Q: Can smoke detectors beep due to humidity or steam?
A: Photoelectric detectors are less prone to false alarms from steam, but ionization models may trigger if moisture disrupts their sensors. Proper placement (away from bathrooms and kitchens) reduces this risk.
Q: How often should I test my smoke detector?
A: The National Fire Protection Association (NFPA) recommends testing monthly and replacing batteries at least once a year—or immediately if the alarm beeps for low power.
Q: Why do some smoke detectors beep continuously after installation?
A: New detectors often emit a series of beeps (usually 5-10) to confirm proper installation. If it persists beyond this, check for wiring issues or sensor malfunctions.
Q: Do smart smoke detectors still beep the same way as traditional ones?

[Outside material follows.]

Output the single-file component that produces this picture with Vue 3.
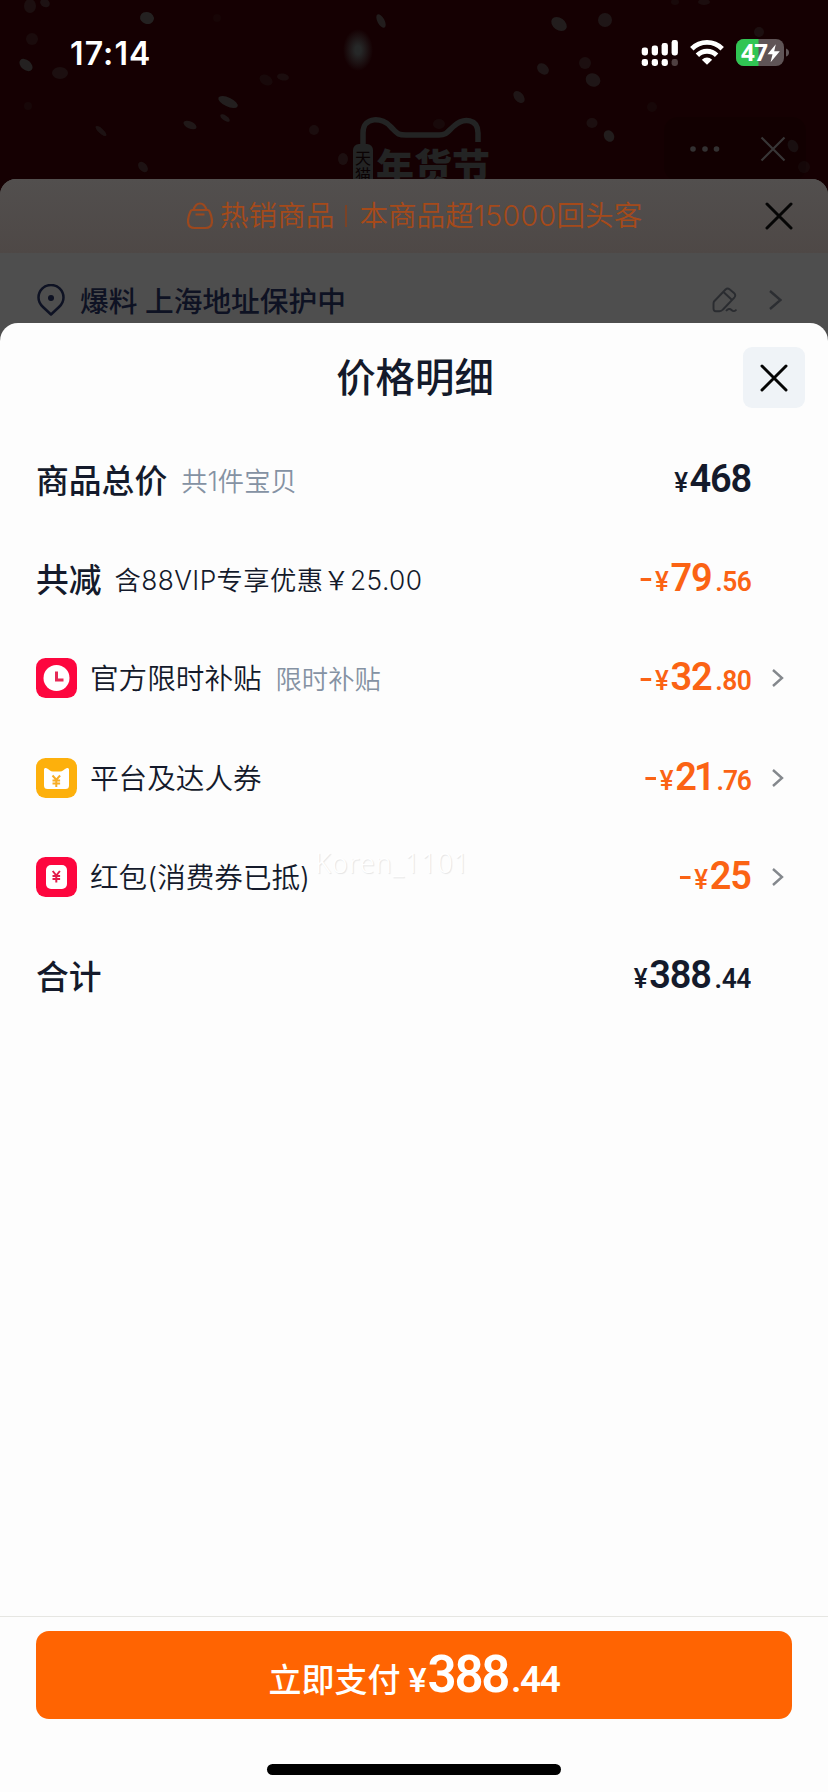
<script setup>
const rows = [
  { label: '商品总价', strong: true, note: '共1件宝贝', int: '468', dec: '', dark: true },
  { label: '共减', strong: true, note: '含88VIP专享优惠￥25.00', noteDark: true, minus: true, int: '79', dec: '.56' },
  { label: '官方限时补贴', icon: 'clock', note: '限时补贴', minus: true, int: '32', dec: '.80', arrow: true },
  { label: '平台及达人券', icon: 'coupon', minus: true, int: '21', dec: '.76', arrow: true, tight: true },
  { label: '红包(消费券已抵)', icon: 'packet', minus: true, int: '25', dec: '', arrow: true },
  { label: '合计', strong: true, int: '388', dec: '.44', dark: true },
]

// [x, y, rx, ry, rotation, opacity]
const flakes = [
  [30, 6, 6, 7, 0, 0.35], [45, 3, 5, 4, 30, 0.4], [147, 18, 7, 6, 15, 0.75], [32, 39, 6, 6, 0, 0.25],
  [26, 65, 7.5, 5, 40, 0.75], [60, 73, 8, 6, 0, 0.35], [28, 106, 4, 4, 0, 0.15], [217, 18, 4, 4, 0, 0.12],
  [228, 102, 10.5, 4.5, 25, 0.7], [225, 118, 5.5, 2.5, 35, 0.5], [190, 125, 7, 3.5, 25, 0.55],
  [101, 131, 7, 2.5, 42, 0.4], [143, 167, 6, 4, 50, 0.4], [266, 80, 7, 5, 30, 0.2], [283, 77, 6, 3.5, 10, 0.3],
  [314, 130, 5, 5, 0, 0.3], [343, 159, 5, 6, 0, 0.35], [381, 21, 7.5, 3.5, 62, 0.65],
  [559, 24, 8.5, 6, 35, 0.65], [605, 20, 7, 7, 0, 0.5], [543, 69, 6.5, 5, 40, 0.5], [585, 63, 6, 6, 0, 0.35],
  [593, 80, 7.5, 6.5, 25, 0.5], [519, 97, 7, 4.5, 50, 0.5], [592, 123, 5.5, 5, 0, 0.35], [609, 136, 5, 6, -30, 0.65],
  [759, 32, 5, 5, 0, 0.35], [652, 107, 5, 5, 0, 0.15], [793, 146, 5, 6.5, -30, 0.4], [804, 167, 6, 6, 0, 0.2],
  [439, 124, 6, 5, 0, 0.2], [704, 2, 6, 3, 0, 0.3], [675, 2, 4, 3, 0, 0.2],
]
</script>

<template>
  <div class="screen">
    <header class="top">
      <svg class="festival" width="828" height="179" viewBox="0 0 828 179">
        <defs>
          <radialGradient id="glow"><stop offset="0.2" stop-color="#262828" /><stop offset="1" stop-color="#262828" stop-opacity="0" /></radialGradient>
        </defs>
        <ellipse v-for="(f, i) in flakes" :key="i" :cx="f[0]" :cy="f[1]" :rx="f[2]" :ry="f[3]" :opacity="f[5]" :transform="`rotate(${f[4]} ${f[0]} ${f[1]})`" fill="#2a2c2c" />
        <ellipse cx="358" cy="50" rx="15" ry="21" fill="url(#glow)" />
        <path d="M363 144V133C363 116 383 117 391 127C398 134 398 135 406 135H439C447 135 448 131 454 126C464 117 478 119 478 133V142" fill="none" stroke="#232424" stroke-width="5.500" />
        <rect x="353" y="144" width="20" height="45" rx="6" fill="#232424" />
        <text x="363" y="164" class="tmall">天</text>
        <text x="363" y="181" class="tmall">猫</text>
        <text x="376" y="181" class="nianhuo">年货节</text>
        <rect x="664" y="117" width="142" height="64" rx="14" fill="#000" opacity="0.12" />
        <g fill="#333132"><circle cx="693" cy="149" r="2.800" /><circle cx="705" cy="149" r="2.800" /><circle cx="716.500" cy="149" r="2.800" /></g>
        <path d="M761.500 137.500L784.500 160.500M784.500 137.500L761.500 160.500" stroke="#383637" stroke-width="2.200" />
      </svg>
      <div class="status">
        <span class="time">17:14</span>
        <svg width="150" height="30" viewBox="640 38 150 30">
          <g fill="#fff">
            <rect x="641.700" y="47.500" width="6.300" height="8" rx="2.400" /><rect x="651.700" y="45.500" width="6.300" height="10" rx="2.400" />
            <rect x="661.600" y="43" width="6.300" height="12.500" rx="2.400" /><rect x="671.600" y="40" width="6.300" height="15.500" rx="2.400" />
            <rect x="641.700" y="59" width="6.300" height="7" rx="2.400" /><rect x="651.700" y="59" width="6.300" height="7" rx="2.400" />
            <rect x="661.600" y="59" width="6.300" height="7" rx="2.400" /><rect x="671.600" y="59" width="6.300" height="7" rx="2.400" opacity="0.25" />
            <path d="M707 64.700L701.800 59.700Q707 55.300 712.200 59.700Z" />
          </g>
          <path d="M691.800 48.700A21.500 21.500 0 0 1 722.200 48.700M697.400 55.200A13.600 13.600 0 0 1 716.600 55.200" fill="none" stroke="#fff" stroke-width="4.800" />
          <rect x="736" y="39" width="48" height="27" rx="8" fill="#5f5456" />
          <path d="M758.500 39H744A8 8 0 0 0 736 47V58A8 8 0 0 0 744 66H758.500Z" fill="#30c553" />
          <path d="M786 48.500Q789 49.500 789 52.500T786 56.500Z" fill="#5f5456" />
          <text x="741" y="60.800" class="battery">47</text>
          <path d="M775.800 44.200L767.500 54.300H772.500L770.600 62.200L779.800 51.200H774.200Z" fill="#fff" />
        </svg>
      </div>
    </header>

    <section class="order">
      <div class="hot">
        <svg class="bag" width="26" height="28" viewBox="0 0 26 28" fill="none" stroke="#9c481e" stroke-width="2.200">
          <path d="M5.500 8H20.500Q22 8 22.600 9.500Q25 15 25 19Q25 26 18.500 26H7.500Q1 26 1 19Q1 15 3.400 9.500Q4 8 5.500 8ZM6.500 8C8 3 10 1.500 13 1.500S18 3 19.500 8M8.500 12.500H17.500" />
        </svg>
        <span>热销商品</span><i class="bar"></i><span>本商品超<span class="num">15000</span>回头客</span>
        <svg class="hot-close" width="28" height="28" viewBox="0 0 28 28"><path d="M2 2L26 26M26 2L2 26" stroke="#050505" stroke-width="3" stroke-linecap="round" /></svg>
      </div>
      <div class="address">
        <svg width="28" height="32" viewBox="0 0 28 32"><path d="M14 30.500L6 23Q1.500 18.800 1.500 13.500A12.500 12.500 0 0 1 26.500 13.500Q26.500 18.800 22 23Z" fill="none" stroke="#0e1223" stroke-width="2.500" stroke-linejoin="round" /><circle cx="14" cy="14" r="3" fill="#0e1223" /></svg>
        <span class="addr-text">爆料 上海地址保护中</span>
        <svg width="25" height="26" viewBox="0 0 25 26" fill="none" stroke="#2a2c30" stroke-width="1.900"><path d="M2 14.500L13.500 2.500Q15.500 .8 17.500 2.300L22 6Q24.200 8 22.500 10.300L11 22.500Q9.500 24.300 7.500 24.300H4Q1.500 24.300 1.500 21.500V17Q1.500 15.500 2 14.500ZM11.500 5L19.500 12.500M14 24Q17 20.500 19.500 23T24.500 22.500" /></svg>
        <svg class="addr-arrow" width="13" height="20" viewBox="0 0 13 20"><path d="M1 1L11.500 10L1 19" fill="none" stroke="#2c2e32" stroke-width="2.400" /></svg>
      </div>
    </section>

    <main class="sheet">
      <div class="head">
        <h1>价格明细</h1>
        <button class="close" aria-label="关闭">
          <svg width="28" height="28" viewBox="0 0 28 28"><path d="M2 2L26 26M26 2L2 26" stroke="#050505" stroke-width="3" stroke-linecap="round" /></svg>
        </button>
      </div>

      <div class="rows">
        <div v-for="r in rows" :key="r.label" class="row">
          <svg v-if="r.icon" class="icon" width="41" height="40" viewBox="0 0 41 40">
            <rect width="41" height="40" rx="9.500" :fill="r.icon === 'coupon' ? '#fdb00c' : '#fd063e'" />
            <template v-if="r.icon === 'clock'">
              <circle cx="20.500" cy="20" r="13" fill="#fff" /><path d="M20.500 13.500V22H27.500" fill="none" stroke="#e62a57" stroke-width="3" />
            </template>
            <template v-else-if="r.icon === 'coupon'">
              <path d="M8 11.500Q8 9.500 10 10Q12 10.500 14 12.500Q15 13.500 17 13.500H24Q26 13.500 27 12.500Q29 10.500 31 10Q33 9.500 33 11.500V27.500Q33 31 29.500 31H11.500Q8 31 8 27.500Z" fill="#fff" />
              <path d="M16.500 17.500L20.300 21.700L24.100 17.500M20.300 21.500V29M16.500 22.500H24.100M16.500 25.500H24.100" fill="none" stroke="#f7ad25" stroke-width="2" />
            </template>
            <template v-else>
              <rect x="10" y="8" width="21" height="24" rx="5" fill="#fff" />
              <path d="M16.700 14L20.300 18.500L23.900 14M20.300 18V25.500M16.500 19H24.100M16.500 22H24.100" fill="none" stroke="#e21c4a" stroke-width="2" />
            </template>
          </svg>
          <span class="label" :class="{ strong: r.strong }">{{ r.label }}</span>
          <span v-if="r.note" class="note" :class="{ 'note-dark': r.noteDark }">{{ r.note }}</span>
          <span class="price" :class="{ dark: r.dark, tight: r.tight }"><i v-if="r.minus" class="minus"></i><span class="yen">¥</span><span class="int">{{ r.int }}</span><span v-if="r.dec" class="dec">{{ r.dec }}</span></span>
          <span class="arrow"><svg v-if="r.arrow" width="12" height="18" viewBox="0 0 12 18"><path d="M1 1L10 9L1 17" fill="none" stroke="#84888d" stroke-width="2.400" /></svg></span>
        </div>
      </div>
      <span class="mark">Koren_1101</span>

      <footer class="foot">
        <button class="pay"><span class="pay-text">立即支付</span><span class="pay-yen">¥</span><span class="pay-int">388</span><span class="pay-dec">.44</span></button>
        <div class="home"></div>
      </footer>
    </main>
  </div>
</template>

<style>
body { background: #fdfdfd; }
</style>

<style scoped>
* { box-sizing: border-box; }
.screen { width: 828px; height: 1792px; overflow: hidden; display: flex; flex-direction: column; background: #150002; font-family: Inter, "Noto Sans CJK SC", sans-serif; color: #141a2b; }
.top { height: 179px; flex: none; position: relative; }
.festival { position: absolute; inset: 0; }
.tmall { font: 400 16px "Noto Sans CJK SC", sans-serif; text-anchor: middle; fill: #0a0203; }
.nianhuo { font: 900 38px "Noto Sans CJK SC", sans-serif; fill: #232424; }
.status { position: relative; display: flex; justify-content: space-between; padding: 38px 38px 0 70px; }
.time { color: #fff; font-size: 32px; font-weight: 600; line-height: 32px; letter-spacing: 1.100px; }
.battery { font: 700 24px "Noto Sans", sans-serif; fill: #fff; letter-spacing: -0.500px; }

.order { height: 164px; flex: none; border-radius: 16px 16px 0 0; background: #4e4e4e; overflow: hidden; }
.hot { height: 74px; display: flex; align-items: center; padding-left: 187px; position: relative; background: linear-gradient(#524f4e, #4e4846); color: #a54a1a; font-size: 28.600px; font-weight: 350; line-height: 40px; white-space: nowrap; }
.hot > span { margin-top: -1px; }
.bag { margin-right: 7px; }
.bar { width: 2px; height: 22px; background: #7a4226; margin: 0 12px 0 11px; }
.num { letter-spacing: 0.300px; }
.hot-close { position: absolute; left: 765px; top: 23px; }
.address { display: flex; align-items: center; height: 94px; padding-left: 37px; }
.addr-text { font-size: 28.700px; font-weight: 500; margin: -2px 0 0 15px; color: #0e1223; flex: 1; }
.addr-arrow { margin: 0 46px 0 32px; }

.sheet { flex: 1; margin-top: -20px; border-radius: 18px 18px 0 0; background: #fdfdfd; display: flex; flex-direction: column; position: relative; }
.head { height: 107px; display: flex; justify-content: flex-end; padding: 24px 23px 0 0; position: relative; }
h1 { position: absolute; left: 2px; right: 0; top: 25px; margin: 0; text-align: center; font-size: 39.400px; line-height: 60px; font-weight: 500; }
.close { position: relative; width: 62px; height: 61px; padding: 0; border: 0; border-radius: 9px; background: #eff3f7; display: grid; place-items: center; }
.rows { padding: 0 35px 0 36px; }
.row { height: 99.300px; display: flex; align-items: center; white-space: nowrap; }
.icon { margin-right: 13px; }
.label { font-size: 28.600px; font-weight: 350; margin-top: -3px; }
.strong { font-size: 32.800px; font-weight: 500; }
.note { font-size: 26.300px; font-weight: 350; color: #8592a3; margin: -1px 0 0 14px; }
.note-dark { color: #141a2b; letter-spacing: 0.400px; margin-left: 13px; }
.price { margin-left: auto; display: flex; align-items: baseline; font-family: Roboto, sans-serif; font-weight: 500; color: #fb6314; line-height: 46px; position: relative; top: 1px; transform: scaleX(0.960); transform-origin: right; }
.price.dark { color: #141a2b; }
.minus { width: 11px; height: 3px; background: currentColor; align-self: center; margin-right: 4px; }
.yen { font-size: 27px; width: 15px; letter-spacing: -1px; }
.int { font-size: 39.500px; font-weight: 600; letter-spacing: -1.200px; margin-left: 1px; }
.dec { font-size: 27.500px; font-weight: 600; letter-spacing: -0.500px; margin-left: 4px; }
.tight .int { letter-spacing: -3px; }
.tight .dec { margin-left: 4px; letter-spacing: -1.200px; }
.arrow { width: 42px; display: flex; padding-left: 21px; }
.mark { position: absolute; left: 315px; top: 522px; font: 300 27px/36px "Noto Sans", sans-serif; letter-spacing: 0.900px; color: #fff; text-shadow: 1px 1px 1px #e4e4e4; }

.foot { margin-top: auto; height: 176px; border-top: 1px solid #e6e6e2; padding: 14px 36px 0; display: flex; flex-direction: column; align-items: center; }
.pay { width: 756px; height: 88px; border: 0; border-radius: 13px; background: #ff6402; color: #fff; display: flex; align-items: baseline; justify-content: center; padding: 0; line-height: 88px; font-family: Roboto, sans-serif; font-weight: 500; }
.pay-text { font-family: "Noto Sans CJK SC", sans-serif; font-size: 33px; font-weight: 500; }
.pay-yen { font-size: 34px; margin-left: 7px; width: 20px; }
.pay-int { font-size: 51px; font-weight: 600; letter-spacing: -2.300px; }
.pay-dec { font-size: 37px; font-weight: 600; letter-spacing: -1.500px; margin-left: 3px; }
.home { width: 294px; height: 11px; border-radius: 6px; background: #000; margin-top: 45px; }
</style>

A: Most retain the classic alarm sound, but smart models may also send push notifications or integrate with voice assistants (e.g., Alexa, Google Home) for added alerts.
Q: What should I do if my smoke detector beeps randomly at night?
A: First, check for low batteries or dust buildup. If the issue persists, replace the unit—random beeping can indicate a failing sensor or electrical problem.
Q: Are there any health risks from smoke detectors?
A: Older ionization detectors used radioactive americium-241, but modern models are non-radioactive. Photoelectric and dual-sensor detectors pose no health risks.